### Dataset excerpt
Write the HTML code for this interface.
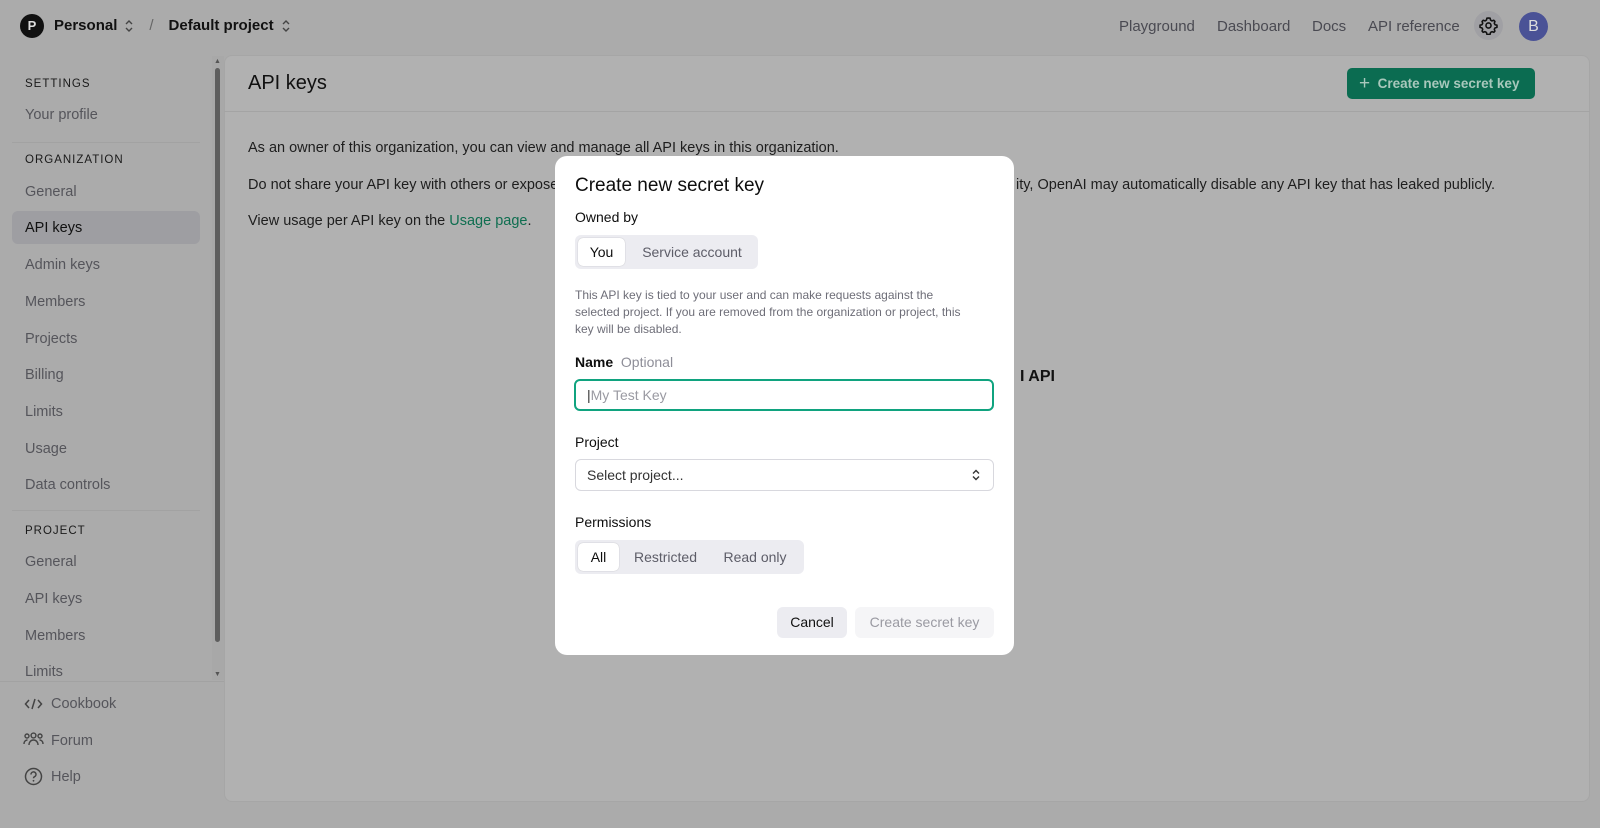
<!DOCTYPE html>
<html><head><meta charset="utf-8"><style>
*{box-sizing:border-box;margin:0;padding:0}
body{width:1600px;height:828px;overflow:hidden;background:#ababab;font-family:"Liberation Sans",sans-serif;color:#0e0e0e;position:relative}
.abs{position:absolute}
.nav a{position:absolute;top:18px;font-size:15px;color:#4a4a52}
.sb{position:absolute;left:25px;font-size:14.5px;color:#55555b}
.sh{position:absolute;left:25px;font-size:11.5px;letter-spacing:1px;color:#1a1a1a}
.hr{position:absolute;left:12px;width:188px;height:1px;background:#a2a2a2}
.modal{position:absolute;left:555px;top:156px;width:459px;height:499px;background:#fff;border-radius:12px}
.m{position:absolute;font-size:14px}
.seg{position:absolute;background:#ececf1;border-radius:6px;height:34px}
.seg span{position:absolute;top:3px;height:28px;line-height:28px;font-size:14px;color:#5d5d68;text-align:center}
.seg .on{background:#fff;border-radius:5px;color:#0e0e0e;box-shadow:0 0 1px rgba(0,0,0,.3)}
.crumb{position:absolute;top:17px;font-size:15px;font-weight:bold;color:#111;display:flex;align-items:center;gap:7px;white-space:nowrap}
</style></head><body>
<div class="abs" style="left:20px;top:14px;width:24px;height:24px;border-radius:50%;background:#111;color:#ddd;font-size:13px;font-weight:bold;text-align:center;line-height:24px">P</div>
<div class="crumb" style="left:54px">Personal<svg width="10" height="14" viewBox="0 0 10 14"><path d="M2 5l3-3 3 3M2 9l3 3 3-3" fill="none" stroke="#444" stroke-width="1.4"/></svg><span style="font-weight:normal;color:#666;margin-left:8px">/</span><span style="margin-left:8px">Default project</span><svg width="10" height="14" viewBox="0 0 10 14"><path d="M2 5l3-3 3 3M2 9l3 3 3-3" fill="none" stroke="#444" stroke-width="1.4"/></svg></div>
<div class="nav"><a style="left:1119px">Playground</a><a style="left:1217px">Dashboard</a><a style="left:1312px">Docs</a><a style="left:1368px">API reference</a></div>
<div class="abs" style="left:1474px;top:11px;width:29px;height:29px;border-radius:50%;background:#a0a0a4"></div>
<svg class="abs" style="left:1479px;top:16px" width="19" height="19" viewBox="0 0 24 24"><path d="M12 2.5l2 .3.6 2.4 1.8 1 2.3-.8 1.4 1.5-.8 2.3 1 1.8 2.4.6v2.8l-2.4.6-1 1.8.8 2.3-1.4 1.5-2.3-.8-1.8 1-.6 2.4h-4l-.6-2.4-1.8-1-2.3.8-1.4-1.5.8-2.3-1-1.8-2.4-.6v-2.8l2.4-.6 1-1.8-.8-2.3 1.4-1.5 2.3.8 1.8-1 .6-2.4z" fill="none" stroke="#111" stroke-width="2" stroke-linejoin="round"/><circle cx="12" cy="12" r="3.2" fill="none" stroke="#111" stroke-width="2"/></svg>
<div class="abs" style="left:1519px;top:12px;width:29px;height:29px;border-radius:50%;background:#4a5296;color:#ddd;font-size:16px;text-align:center;line-height:29px">B</div>

<div class="sh" style="top:78px">SETTINGS</div>
<div class="sb" style="top:107px">Your profile</div>
<div class="hr" style="top:142px"></div>
<div class="sh" style="top:154px">ORGANIZATION</div>
<div class="sb" style="top:184px">General</div>
<div class="abs" style="left:12px;top:211px;width:188px;height:33px;background:#9e9ea2;border-radius:6px"></div>
<div class="sb" style="top:220px;color:#111">API keys</div>
<div class="sb" style="top:257px">Admin keys</div>
<div class="sb" style="top:294px">Members</div>
<div class="sb" style="top:331px">Projects</div>
<div class="sb" style="top:367px">Billing</div>
<div class="sb" style="top:404px">Limits</div>
<div class="sb" style="top:441px">Usage</div>
<div class="sb" style="top:477px">Data controls</div>
<div class="hr" style="top:510px"></div>
<div class="sh" style="top:525px">PROJECT</div>
<div class="sb" style="top:554px">General</div>
<div class="sb" style="top:591px">API keys</div>
<div class="sb" style="top:628px">Members</div>
<div class="sb" style="top:664px">Limits</div>
<div class="abs" style="left:212px;top:56px;width:12px;height:624px;background:#a8a8a8"></div>
<div class="abs" style="left:215px;top:68px;width:5px;height:574px;background:#5e5e5e;border-radius:3px"></div>
<div class="abs" style="left:214px;top:58px;font-size:7px;color:#555">▲</div>
<div class="abs" style="left:214px;top:671px;font-size:7px;color:#555">▼</div>
<div class="abs" style="left:0;top:681px;width:224px;height:1px;background:#a2a2a2"></div>
<svg class="abs" style="left:24px;top:697px" width="19" height="14" viewBox="0 0 19 14"><path d="M5 3L1.5 7 5 11M14 3l3.5 4L14 11M11 2L8 12" fill="none" stroke="#444" stroke-width="1.5"/></svg>
<div class="sb" style="top:696px;left:51px">Cookbook</div>
<svg class="abs" style="left:23px;top:732px" width="21" height="14" viewBox="0 0 21 14"><circle cx="4" cy="4" r="2" fill="none" stroke="#444" stroke-width="1.4"/><circle cx="10.5" cy="3.5" r="2.4" fill="none" stroke="#444" stroke-width="1.4"/><circle cx="17" cy="4" r="2" fill="none" stroke="#444" stroke-width="1.4"/><path d="M1 12c0-3 2-4 3.5-4M6 13c0-3 2-5 4.5-5s4.5 2 4.5 5M20 12c0-3-2-4-3.5-4" fill="none" stroke="#444" stroke-width="1.4"/></svg>
<div class="sb" style="top:733px;left:51px">Forum</div>
<svg class="abs" style="left:24px;top:767px" width="19" height="19" viewBox="0 0 19 19"><circle cx="9.5" cy="9.5" r="8" fill="none" stroke="#444" stroke-width="1.5"/><path d="M7 7.5a2.5 2.5 0 1 1 3.5 2.2c-.8.4-1 .9-1 1.6" fill="none" stroke="#444" stroke-width="1.5"/><circle cx="9.5" cy="13.8" r=".9" fill="#444"/></svg>
<div class="sb" style="top:769px;left:51px">Help</div>

<div class="abs" style="left:224px;top:55px;width:1366px;height:747px;background:#b1b1b1;border-radius:8px;border:1px solid #a6a6a6"></div>
<div class="abs" style="left:224px;top:111px;width:1366px;height:1px;background:#a4a4a4"></div>
<div class="abs" style="left:248px;top:72px;font-size:20px;color:#111">API keys</div>
<div class="abs" style="left:1347px;top:68px;width:188px;height:31px;background:#0b6c51;border-radius:5px;color:#a8c8bc;font-size:13.5px;font-weight:bold;line-height:31px;padding-left:12px;white-space:nowrap"><span style="font-weight:normal;font-size:19px;vertical-align:-1px">+</span>&nbsp; Create new secret key</div>
<div class="abs" style="left:248px;top:140px;font-size:14.5px;color:#1e1e1e">As an owner of this organization, you can view and manage all API keys in this organization.</div>
<div class="abs" style="left:248px;top:177px;font-size:14.5px;color:#1e1e1e">Do not share your API key with others or expose i</div>
<div class="abs" style="left:1016px;top:177px;font-size:14.5px;color:#1e1e1e">ity, OpenAI may automatically disable any API key that has leaked publicly.</div>
<div class="abs" style="left:248px;top:213px;font-size:14.5px;color:#1e1e1e">View usage per API key on the <span style="color:#0f6e50">Usage page</span>.</div>
<div class="abs" style="left:1020px;top:368px;font-size:16px;color:#111;font-weight:bold">I API</div>

<div class="modal">
<div class="m" style="left:20px;top:19px;font-size:19px">Create new secret key</div>
<div class="m" style="left:20px;top:53px">Owned by</div>
<div class="seg" style="left:20px;top:79px;width:183px"><span class="on" style="left:3px;width:47px">You</span><span style="left:54px;width:126px">Service account</span></div>
<div class="m" style="left:20px;top:131px;width:395px;font-size:12px;line-height:17px;color:#6e6e78">This API key is tied to your user and can make requests against the selected project. If you are removed from the organization or project, this key will be disabled.</div>
<div class="m" style="left:20px;top:198px"><b style="font-weight:bold">Name</b> &nbsp;<span style="color:#8e8e98">Optional</span></div>
<div class="m" style="left:19px;top:223px;width:420px;height:32px;border:2px solid #10a37f;border-radius:6px;padding-left:11px;line-height:28px;color:#9a9aa2"><span style="color:#333">|</span>My Test Key</div>
<div class="m" style="left:20px;top:278px">Project</div>
<div class="m" style="left:20px;top:303px;width:419px;height:32px;border:1px solid #d8d8de;border-radius:6px;padding-left:11px;line-height:30px;color:#333">Select project...</div>
<svg class="abs" style="left:416px;top:313px" width="10" height="12" viewBox="0 0 10 12"><path d="M2 4.5l3-3 3 3M2 7.5l3 3 3-3" fill="none" stroke="#333" stroke-width="1.4"/></svg>
<div class="m" style="left:20px;top:358px">Permissions</div>
<div class="seg" style="left:20px;top:384px;width:229px"><span class="on" style="left:3px;width:41px">All</span><span style="left:48px;width:85px">Restricted</span><span style="left:133px;width:94px">Read only</span></div>
<div class="m" style="left:222px;top:451px;width:70px;height:31px;background:#ececf1;border-radius:6px;text-align:center;line-height:31px;color:#111">Cancel</div>
<div class="m" style="left:300px;top:451px;width:139px;height:31px;background:#f5f5f7;border-radius:6px;text-align:center;line-height:31px;color:#9a9aa2">Create secret key</div>
</div>
</body></html>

### Exercise
Scan the listing above and copy all lines containing the word "this".

### Completed task
Write the HTML code for this interface.
<div class="abs" style="left:248px;top:140px;font-size:14.5px;color:#1e1e1e">As an owner of this organization, you can view and manage all API keys in this organization.</div>
<div class="m" style="left:20px;top:131px;width:395px;font-size:12px;line-height:17px;color:#6e6e78">This API key is tied to your user and can make requests against the selected project. If you are removed from the organization or project, this key will be disabled.</div>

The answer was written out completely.